Hayek would not have been surprised by the general suspicion. He wrote, ”To gain an advantage from better knowledge of facilities of communication or transport is sometimes regarded as almost dishonest, although it is quite as important that society make use of the best opportunities in this respect as in using the latest scientific discoveries.” In other words, arbitrage is a socially useful function even though people tend to believe it is a bit dodgy. So perhaps the algorithms are worhwhile despite our suspicion of HFT?
I’m not so sure. The greater and faster information accessible via mobile phones in agricultural production differs qualitatively as well as quantitatively from the greater and faster information the HFT algorithms are providing via computerised prices. Information is about something, a signal; in the case of food markets, it is about what foodstuffs people want to buy and what is available for sale. If anything, better information in these markets reduces the need for arbitrage and liquidity; the matching of supplies and demands is improved without intermediation.

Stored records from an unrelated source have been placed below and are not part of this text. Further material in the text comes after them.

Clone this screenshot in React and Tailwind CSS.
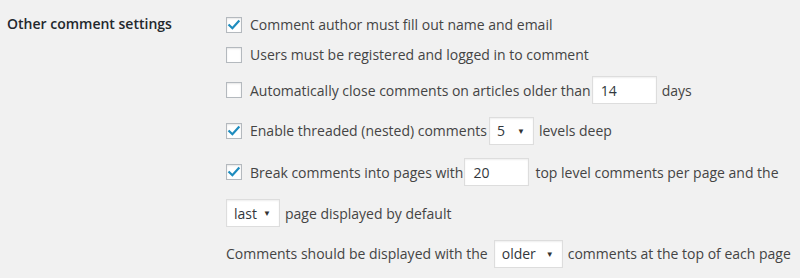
import React from 'react';

const Check = ({ checked }) => (
    <span className="relative inline-flex w-4 h-4 shrink-0 border border-[#b4b9be] bg-white shadow-[inset_0_1px_2px_rgba(0,0,0,0.1)] mr-2">
        {checked && (
            <svg viewBox="0 0 16 16" className="absolute -left-[1px] -top-[1px] w-4 h-4">
                <path d="M3.3 8.2 L6.4 11.2 L12.6 4.4" fill="none" stroke="#1e8cbe" strokeWidth="2.2" strokeLinecap="square" />
            </svg>
        )}
    </span>
);

const TextBox = ({ value }) => (
    <span className="inline-flex items-center w-[65px] h-[28px] border border-[#ddd] bg-white shadow-[inset_0_1px_2px_rgba(0,0,0,0.07)] pl-[8px] text-[#32373c]">
        {value}
    </span>
);

const Select = ({ value, width }) => (
    <span className={`inline-flex items-center justify-between h-[28px] border border-[#ddd] bg-white shadow-[inset_0_1px_2px_rgba(0,0,0,0.07)] pl-[7px] pr-[8px] text-[#32373c] ${width}`}>
        <span>{value}</span>
        <span className="text-[8px] text-[#333]">▼</span>
    </span>
);

const App = () => {
    return (
        <div className="w-[800px] h-[278px] bg-[#f1f1f1] text-[14px] text-[#444] flex" style={{ fontFamily: '"Open Sans", sans-serif' }}>
            <div className="w-[226px] shrink-0 pl-[7px] pt-[13px] font-semibold text-[#23282d]">
                Other comment settings
            </div>
            <div className="flex flex-col pt-[9px]">
                <div className="flex items-center h-[31px]">
                    <Check checked />
                    <span>Comment author must fill out name and email</span>
                </div>
                <div className="flex items-center h-[29px]">
                    <Check />
                    <span>Users must be registered and logged in to comment</span>
                </div>
                <div className="flex items-center h-[42px]">
                    <Check />
                    <span>Automatically close comments on articles older than</span>
                    <span className="ml-[1px]"><TextBox value="14" /></span>
                    <span className="ml-[5px]">days</span>
                </div>
                <div className="flex items-center h-[39px]">
                    <Check checked />
                    <span>Enable threaded (nested) comments</span>
                    <span className="ml-[2px]"><Select value="5" width="w-[45px]" /></span>
                    <span className="ml-[5px]">levels deep</span>
                </div>
                <div className="flex items-center h-[44px]">
                    <Check checked />
                    <span>Break comments into pages with</span>
                    <span className="ml-[1px]"><TextBox value="20" /></span>
                    <span className="ml-[6px]">top level comments per page and the</span>
                </div>
                <div className="flex items-center h-[38px]">
                    <Select value="last" width="w-[54px]" />
                    <span className="ml-[5px]">page displayed by default</span>
                </div>
                <div className="flex items-center h-[43px]">
                    <span>Comments should be displayed with the</span>
                    <span className="ml-[6px]"><Select value="older" width="w-[69px]" /></span>
                    <span className="ml-[5px]">comments at the top of each page</span>
                </div>
            </div>
        </div>
    );
};

export default App;
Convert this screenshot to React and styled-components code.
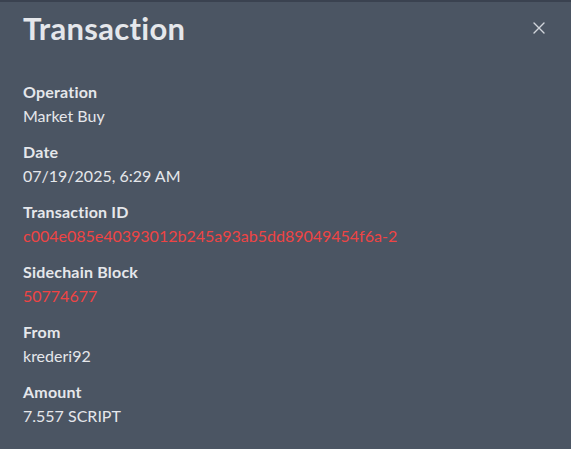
import styled, { createGlobalStyle } from "styled-components";

const GlobalStyle = createGlobalStyle`
    html, body {
        margin: 0;
        padding: 0;
        background-color: #4b5563;
    }
    * {
        box-sizing: border-box;
    }
`;

const fields = [
    { label: "Operation", value: "Market Buy" },
    { label: "Date", value: "07/19/2025, 6:29 AM" },
    { label: "Transaction ID", value: "c004e085e40393012b245a93ab5dd89049454f6a-2", link: true },
    { label: "Sidechain Block", value: "50774677", link: true },
    { label: "From", value: "krederi92" },
    { label: "Amount", value: "7.557 SCRIPT" },
];

export default function App() {
    return (
        <>
            <GlobalStyle />
            <Modal>
                <Header>
                    <Title>Transaction</Title>
                    <CloseButton aria-label="Close">
                        <svg width="12" height="12" viewBox="0 0 12 12">
                            <path d="M1 1L11 11M11 1L1 11" stroke="#d1d5db" strokeWidth="1.4" strokeLinecap="round" />
                        </svg>
                    </CloseButton>
                </Header>
                <Fields>
                    {fields.map((f) => (
                        <Field key={f.label}>
                            <Label>{f.label}</Label>
                            <Value $link={f.link}>{f.value}</Value>
                        </Field>
                    ))}
                </Fields>
            </Modal>
        </>
    );
}

const Modal = styled.div`
    width: 571px;
    height: 449px;
    background-color: #4b5563;
    border-top: 2px solid #3a4250;
    font-family: "Lato", "Noto Sans", sans-serif;
    color: #e5e7eb;
    padding: 0 23px;
`;

const Header = styled.div`
    display: flex;
    justify-content: space-between;
    align-items: center;
    height: 52px;
`;

const Title = styled.h1`
    margin: 0;
    font-size: 31px;
    font-weight: 700;
    color: #e5e7eb;
    letter-spacing: 0.3px;
`;

const CloseButton = styled.button`
    background: none;
    border: none;
    padding: 0;
    margin-right: 3px;
    display: flex;
    cursor: pointer;
`;

const Fields = styled.div`
    display: flex;
    flex-direction: column;
    gap: 16px;
    padding-top: 28px;
`;

const Field = styled.div`
    display: flex;
    flex-direction: column;
    gap: 4px;
`;

const Label = styled.div`
    font-size: 16px;
    font-weight: 700;
    line-height: 20px;
    letter-spacing: 0.2px;
    color: #e5e7eb;
`;

const Value = styled.div`
    font-size: 16px;
    line-height: 20px;
    color: ${(p) => (p.$link ? "#ef4444" : "#e5e7eb")};
`;
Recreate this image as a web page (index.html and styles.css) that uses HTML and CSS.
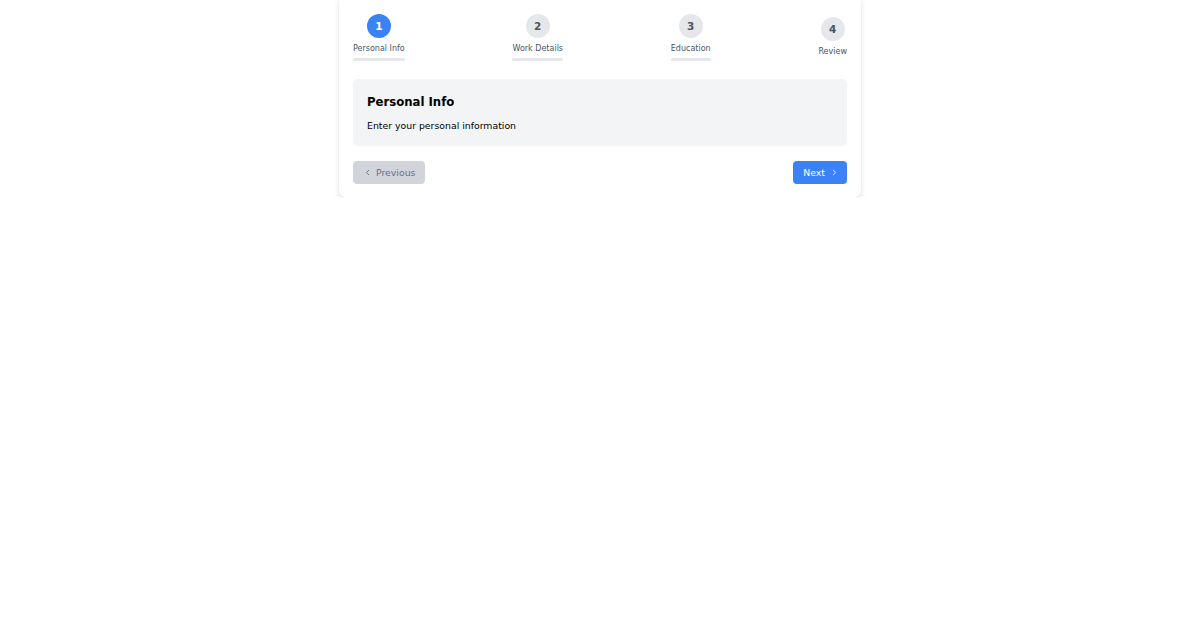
FILE: index.html
```html
<!DOCTYPE html>
<html>
<head>
<meta charset="utf-8">
<link rel="stylesheet" href="styles.css">
</head>
<body>
<div class="card">
  <div class="steps">
    <div class="step">
      <div class="circle active">1</div>
      <div class="label">Personal Info</div>
      <div class="bar"></div>
    </div>
    <div class="step">
      <div class="circle">2</div>
      <div class="label">Work Details</div>
      <div class="bar"></div>
    </div>
    <div class="step">
      <div class="circle">3</div>
      <div class="label">Education</div>
      <div class="bar"></div>
    </div>
    <div class="step">
      <div class="circle">4</div>
      <div class="label">Review</div>
    </div>
  </div>
  <div class="panel">
    <div class="panel-title">Personal Info</div>
    <div class="panel-desc">Enter your personal information</div>
  </div>
  <div class="actions">
    <button class="btn btn-prev" type="button">
      <svg class="chev" viewBox="0 0 24 24" width="9" height="9"><path d="M15 18l-6-6 6-6" fill="none" stroke="currentColor" stroke-width="2.5" stroke-linecap="round" stroke-linejoin="round"/></svg>
      <span>Previous</span>
    </button>
    <button class="btn btn-next" type="button">
      <span>Next</span>
      <svg class="chev" viewBox="0 0 24 24" width="9" height="9"><path d="M9 18l6-6-6-6" fill="none" stroke="currentColor" stroke-width="2.5" stroke-linecap="round" stroke-linejoin="round"/></svg>
    </button>
  </div>
</div>
</body>
</html>
```

FILE: styles.css
```css
html, body {
  margin: 0;
  padding: 0;
  background: #ffffff;
  font-family: "DejaVu Sans", sans-serif;
}

.card {
  width: 522px;
  box-sizing: border-box;
  margin: -6px auto 0;
  padding: 19.5px 14px 13px;
  background: #ffffff;
  border-radius: 6px;
  box-shadow: 0 4px 6px -1px rgba(0, 0, 0, 0.14), 0 2px 4px -2px rgba(0, 0, 0, 0.14);
}

.steps {
  display: flex;
  justify-content: space-between;
  align-items: center;
  margin-bottom: 18.5px;
}

.step {
  display: flex;
  flex-direction: column;
  align-items: center;
}

.circle {
  width: 24px;
  height: 24px;
  border-radius: 50%;
  background: #e5e7eb;
  color: #4b5563;
  font-size: 10.5px;
  font-weight: bold;
  display: flex;
  align-items: center;
  justify-content: center;
}

.circle.active {
  background: #3b82f6;
  color: #ffffff;
}

.label {
  margin-top: 5px;
  font-size: 8px;
  line-height: 12px;
  color: #4b5563;
  white-space: nowrap;
}

.bar {
  margin-top: 3px;
  width: 100%;
  height: 3px;
  border-radius: 2px;
  background: #e5e7eb;
}

.panel {
  background: #f3f4f6;
  border-radius: 5px;
  padding: 15px 14px 13px;
}

.panel-title {
  font-size: 11.7px;
  font-weight: bold;
  line-height: 16px;
  color: #000000;
}

.panel-desc {
  margin-top: 9px;
  font-size: 9.33px;
  line-height: 14px;
  color: #000000;
  font-weight: normal;
}

.actions {
  margin-top: 15px;
  display: flex;
  justify-content: space-between;
}

.btn {
  height: 23px;
  border: none;
  border-radius: 4px;
  font-family: "DejaVu Sans", sans-serif;
  font-size: 9.33px;
  font-weight: normal;
  display: flex;
  align-items: center;
  gap: 4px;
  cursor: pointer;
}

.btn-prev {
  background: #d1d5db;
  color: #6b7280;
  padding: 0 10px 0 10px;
}

.btn-next {
  background: #3b82f6;
  color: #ffffff;
  padding: 0 8px 0 10px;
  gap: 5px;
}

.chev {
  display: block;
}
```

It isn’t clear that there are human wants behind the nearly-light-speed financial trading of HFT. The defence of HFT is that computerised trading increases liquidity, but liquidity is only necessary when it is hard to match demand and supply. If the matching process works well, more liquidity might not be useful. And in any case, many humans are troubled by HFT’s disconnect from the human desires that financial markets should ultimately serve.